_Exercise brief_:
Extract the lines that carry the string "screenshot" from the listing.

_Records for the task_:
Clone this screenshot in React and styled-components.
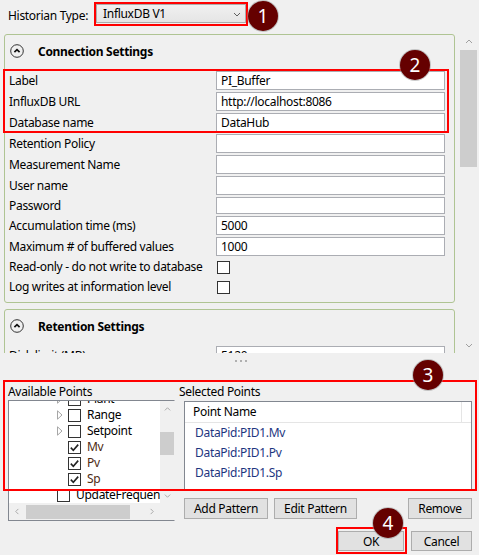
import React from 'react';
import styled, { createGlobalStyle } from 'styled-components';

const Global = createGlobalStyle`
  html, body { margin: 0; padding: 0; background: #f0f0f0; }
  body { font-family: "Noto Sans", "Open Sans", sans-serif; font-size: 12px; color: #000; }
  * { box-sizing: border-box; }
`;

const FONT = `"Noto Sans", "Open Sans", sans-serif`;

const Window = styled.div`
  position: relative;
  width: 479px;
  height: 555px;
  overflow: hidden;
  background: #f0f0f0;
  display: flex;
  flex-direction: column;
  font-family: ${FONT};
  font-size: 12px;
  letter-spacing: -0.3px;
`;

const TopBar = styled.div`
  height: 34px;
  display: flex;
  align-items: flex-start;
  padding: 4px 0 0 8px;
`;

const TopLabel = styled.div`
  width: 88px;
  line-height: 19px;
  padding-top: 2px;
`;

const Combo = styled.div`
  width: 150px;
  height: 19px;
  border: 1px solid #acacac;
  background: linear-gradient(#f0f0f0, #e5e5e5);
  display: flex;
  align-items: center;
  justify-content: space-between;
  padding: 0 4px 0 6px;
  line-height: 17px;
`;

const Viewport = styled.div`
  height: 319px;
  display: flex;
  align-items: stretch;
`;

const ScrollContent = styled.div`
  width: 451px;
  margin-left: 4px;
  overflow: hidden;
  display: flex;
  flex-direction: column;
`;

const Panel = styled.div`
  border: 1px solid #afc493;
  border-radius: 3px;
  padding: 0 0 6px 4px;
  margin-bottom: 6px;
  flex-shrink: 0;
`;

const PanelHeader = styled.div`
  height: 31px;
  display: flex;
  align-items: center;
  gap: 14px;
  padding-left: 1px;
  margin-bottom: 5px;
`;

const PanelTitle = styled.div`
  font-weight: 700;
  font-size: 12px;
  line-height: 16px;
  padding-top: 2px;
`;

const Fields = styled.div`
  display: grid;
  grid-template-columns: 207px 229px;
  row-gap: 2px;
`;

const FieldLabel = styled.div`
  height: ${p => p.$h || 19}px;
  line-height: ${p => p.$h || 19}px;
  white-space: nowrap;
`;

const TextBox = styled.div`
  height: ${p => p.$h || 19}px;
  border: 1px solid #abadb3;
  background: #fff;
  padding-left: 4px;
  line-height: ${p => (p.$h || 19) - 2}px;
  white-space: nowrap;
  overflow: hidden;
`;

const CheckCell = styled.div`
  height: 18px;
  display: flex;
  align-items: center;
  padding-left: 1px;
`;

const Box = styled.div`
  width: 13px;
  height: 13px;
  border: 1px solid #333;
  background: #fff;
  display: flex;
  align-items: center;
  justify-content: center;
  flex-shrink: 0;
`;

const VScroll = styled.div`
  width: 17px;
  margin-left: 5px;
  display: flex;
  flex-direction: column;
`;

const Arrow = styled.div`
  height: ${p => p.$h || 16}px;
  width: ${p => (p.$w ? `${p.$w}px` : 'auto')};
  display: flex;
  align-items: center;
  justify-content: center;
  flex-shrink: 0;
`;

const Thumb = styled.div`
  background: #cdcdcd;
  height: ${p => p.$h}px;
  margin-top: ${p => p.$top || 0}px;
  flex-shrink: 0;
`;

const Spacer = styled.div`
  flex: 1;
`;

const Splitter = styled.div`
  height: 30px;
  display: flex;
  justify-content: center;
  gap: 3px;
  padding-top: 7px;
  padding-left: 2px;
`;

const Dot = styled.div`
  width: 2px;
  height: 2px;
  background: #b0b0b0;
`;

const Points = styled.div`
  display: grid;
  grid-template-columns: 167px 288px;
  column-gap: 9px;
  padding-left: 8px;
`;

const Column = styled.div`
  display: flex;
  flex-direction: column;
`;

const ColLabel = styled.div`
  height: 17px;
  line-height: 17px;
  margin-left: ${p => p.$shift || 0}px;
  white-space: nowrap;
`;

const Tree = styled.div`
  height: 121px;
  border: 1px solid #828790;
  border-right-color: #f0f0f0;
  display: grid;
  grid-template-columns: 151px 14px;
  grid-template-rows: 102px 17px;
  background: #fff;
`;

const TreeView = styled.div`
  overflow: hidden;
  background: #fff;
`;

const TreeList = styled.div`
  margin-top: -10px;
`;

const TreeRow = styled.div`
  height: 16px;
  display: flex;
  align-items: center;
  padding-left: 48px;
  white-space: nowrap;
  color: ${p => (p.$checked ? '#4d2a12' : '#000')};
`;

const Expander = styled.div`
  width: 11px;
  height: 16px;
  display: flex;
  align-items: center;
`;

const ItemText = styled.span`
  margin-left: 6px;
  line-height: 16px;
`;

const TreeVBar = styled.div`
  background: #f0f0f0;
  display: flex;
  flex-direction: column;
`;

const TreeHBar = styled.div`
  background: #f0f0f0;
  display: flex;
  align-items: stretch;
`;

const HThumb = styled.div`
  width: 104px;
  background: #cdcdcd;
  margin: 2px 0 1px 0;
`;

const Corner = styled.div`
  background: #f0f0f0;
`;

const ListBox = styled.div`
  height: 90px;
  margin-top: 1px;
  border: 1px solid #828790;
  background: #fff;
  display: flex;
  flex-direction: column;
`;

const ListHeader = styled.div`
  height: 21px;
  display: flex;
  border-bottom: 1px solid #e5e5e5;
`;

const HeaderCell = styled.div`
  width: 277px;
  border-right: 1px solid #e5e5e5;
  padding-left: 8px;
  line-height: 20px;
`;

const ListItem = styled.div`
  height: 20px;
  line-height: 20px;
  padding-left: 10px;
  color: #1d367f;
  white-space: nowrap;
`;

const ButtonRow = styled.div`
  display: flex;
  gap: 6px;
  margin-top: 7px;
`;

const Button = styled.div`
  width: ${p => p.$w}px;
  height: ${p => p.$h || 21}px;
  background: #e1e1e1;
  border: 1px solid #adadad;
  display: flex;
  align-items: center;
  justify-content: center;
  margin-left: ${p => (p.$push ? 'auto' : '0')};
  white-space: nowrap;
`;

const Footer = styled.div`
  display: flex;
  justify-content: flex-end;
  gap: 7px;
  padding: 10px 7px 0 0;
`;

const Highlight = styled.div`
  position: absolute;
  border: 2px solid #f00;
  pointer-events: none;
`;

const Badge = styled.div`
  position: absolute;
  width: 30px;
  height: 30px;
  border-radius: 50%;
  background: #650000;
  box-shadow: 0 0 0 1px rgba(150, 150, 150, 0.5);
  color: #fff;
  font-family: ${FONT};
  font-size: 19px;
  letter-spacing: 0;
  line-height: 30px;
  text-align: center;
`;

const Chevron = ({ dir = 'up', size = 7, color = '#a0a0a0', w = 1 }) => {
  const paths = {
    up: 'M1 5 L4 2 L7 5',
    down: 'M1 3 L4 6 L7 3',
    left: 'M5 1 L2 4 L5 7',
    right: 'M3 1 L6 4 L3 7',
  };
  return (
    <svg width={size} height={size} viewBox="0 0 8 8">
      <path d={paths[dir]} fill="none" stroke={color} strokeWidth={w} />
    </svg>
  );
};

const CollapseIcon = () => (
  <svg width="14" height="14" viewBox="0 0 14 14">
    <circle cx="7" cy="7" r="6.3" fill="none" stroke="#333" strokeWidth="1" />
    <path d="M4.4 8.2 L7 5.6 L9.6 8.2" fill="none" stroke="#111" strokeWidth="1.7" />
  </svg>
);

const Tick = () => (
  <svg width="11" height="11" viewBox="0 0 11 11">
    <path d="M1.8 5.6 L4.3 8.2 L9.2 2.6" fill="none" stroke="#222" strokeWidth="1.6" />
  </svg>
);

const Triangle = () => (
  <svg width="6" height="10" viewBox="0 0 6 10">
    <path d="M0.5 0.8 L5 5 L0.5 9.2 Z" fill="none" stroke="#a6a6a6" strokeWidth="1" />
  </svg>
);

const connectionFields = [
  { label: 'Label', value: 'PI_Buffer' },
  { label: 'InfluxDB URL', value: 'http://localhost:8086' },
  { label: 'Database name', value: 'DataHub' },
  { label: 'Retention Policy', value: '' },
  { label: 'Measurement Name', value: '' },
  { label: 'User name', value: '' },
  { label: 'Password', value: '', h: 17 },
  { label: 'Accumulation time (ms)', value: '5000' },
  { label: 'Maximum # of buffered values', value: '1000' },
];

const checkFields = ['Read-only - do not write to database', 'Log writes at information level'];

const treeItems = [
  { name: 'Plant', expander: true },
  { name: 'Range', expander: true },
  { name: 'Setpoint', expander: true },
  { name: 'Mv', checked: true },
  { name: 'Pv', checked: true },
  { name: 'Sp', checked: true },
  { name: 'UpdateFrequency' },
];

const selected = ['DataPid:PID1.Mv', 'DataPid:PID1.Pv', 'DataPid:PID1.Sp'];

export default function App() {
  return (
    <>
      <Global />
      <Window>
        <TopBar>
          <TopLabel>Historian Type:</TopLabel>
          <Combo>
            <span>InfluxDB V1</span>
            <Chevron dir="down" size={8} color="#606060" />
          </Combo>
        </TopBar>

        <Viewport>
          <ScrollContent>
            <Panel>
              <PanelHeader>
                <CollapseIcon />
                <PanelTitle>Connection Settings</PanelTitle>
              </PanelHeader>
              <Fields>
                {connectionFields.map(f => (
                  <React.Fragment key={f.label}>
                    <FieldLabel $h={f.h}>{f.label}</FieldLabel>
                    <TextBox $h={f.h}>{f.value}</TextBox>
                  </React.Fragment>
                ))}
                {checkFields.map(c => (
                  <React.Fragment key={c}>
                    <FieldLabel $h={18}>{c}</FieldLabel>
                    <CheckCell>
                      <Box />
                    </CheckCell>
                  </React.Fragment>
                ))}
              </Fields>
            </Panel>
            <Panel>
              <PanelHeader>
                <CollapseIcon />
                <PanelTitle>Retention Settings</PanelTitle>
              </PanelHeader>
              <Fields>
                <FieldLabel>Disk limit (MB)</FieldLabel>
                <TextBox>5120</TextBox>
              </Fields>
            </Panel>
          </ScrollContent>
          <VScroll>
            <Arrow $h={16}>
              <Chevron dir="up" size={8} />
            </Arrow>
            <Thumb $h={117} />
            <Spacer />
            <Arrow $h={16}>
              <Chevron dir="down" size={8} />
            </Arrow>
          </VScroll>
        </Viewport>

        <Splitter>
          <Dot />
          <Dot />
          <Dot />
        </Splitter>

        <Points>
          <Column>
            <ColLabel>Available Points</ColLabel>
            <Tree>
              <TreeView>
                <TreeList>
                  {treeItems.map(t => (
                    <TreeRow key={t.name} $checked={t.checked}>
                      <Expander>{t.expander && <Triangle />}</Expander>
                      <Box>{t.checked && <Tick />}</Box>
                      <ItemText>{t.name}</ItemText>
                    </TreeRow>
                  ))}
                </TreeList>
              </TreeView>
              <TreeVBar>
                <Arrow $h={16}>
                  <Chevron dir="up" size={7} />
                </Arrow>
                <Thumb $h={23} $top={15} />
                <Spacer />
                <Arrow $h={16}>
                  <Chevron dir="down" size={7} />
                </Arrow>
              </TreeVBar>
              <TreeHBar>
                <Arrow $h={17} $w={17}>
                  <Chevron dir="left" size={7} />
                </Arrow>
                <HThumb />
                <Spacer />
                <Arrow $h={17} $w={17}>
                  <Chevron dir="right" size={7} />
                </Arrow>
              </TreeHBar>
              <Corner />
            </Tree>
          </Column>
          <Column>
            <ColLabel $shift={-5}>Selected Points</ColLabel>
            <ListBox>
              <ListHeader>
                <HeaderCell>Point Name</HeaderCell>
              </ListHeader>
              {selected.map(s => (
                <ListItem key={s}>{s}</ListItem>
              ))}
            </ListBox>
            <ButtonRow>
              <Button $w={84}>Add Pattern</Button>
              <Button $w={83}>Edit Pattern</Button>
              <Button $w={64} $push>Remove</Button>
            </ButtonRow>
          </Column>
        </Points>

        <Footer>
          <Button $w={66} $h={20}>OK</Button>
          <Button $w={61} $h={20}>Cancel</Button>
        </Footer>

        <Highlight style={{ left: 94, top: 2, width: 154, height: 24 }} />
        <Highlight style={{ left: 3, top: 69, width: 446, height: 64 }} />
        <Highlight style={{ left: 3, top: 380, width: 474, height: 111 }} />
        <Highlight style={{ left: 336, top: 527, width: 71, height: 27 }} />

        <Badge style={{ left: 248, top: 1 }}>1</Badge>
        <Badge style={{ left: 400, top: 50 }}>2</Badge>
        <Badge style={{ left: 413, top: 360 }}>3</Badge>
        <Badge style={{ left: 373, top: 508 }}>4</Badge>
      </Window>
    </>
  );
}
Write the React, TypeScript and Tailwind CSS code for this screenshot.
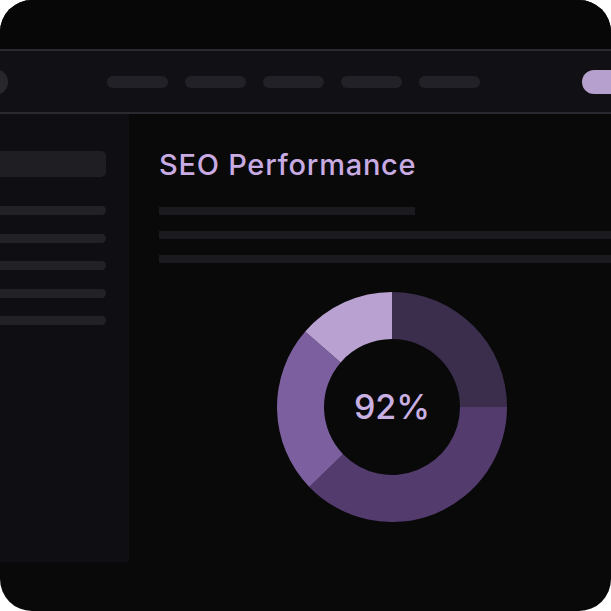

_Complete output_:
Clone this screenshot in React and styled-components.
Write the React, TypeScript and Tailwind CSS code for this screenshot.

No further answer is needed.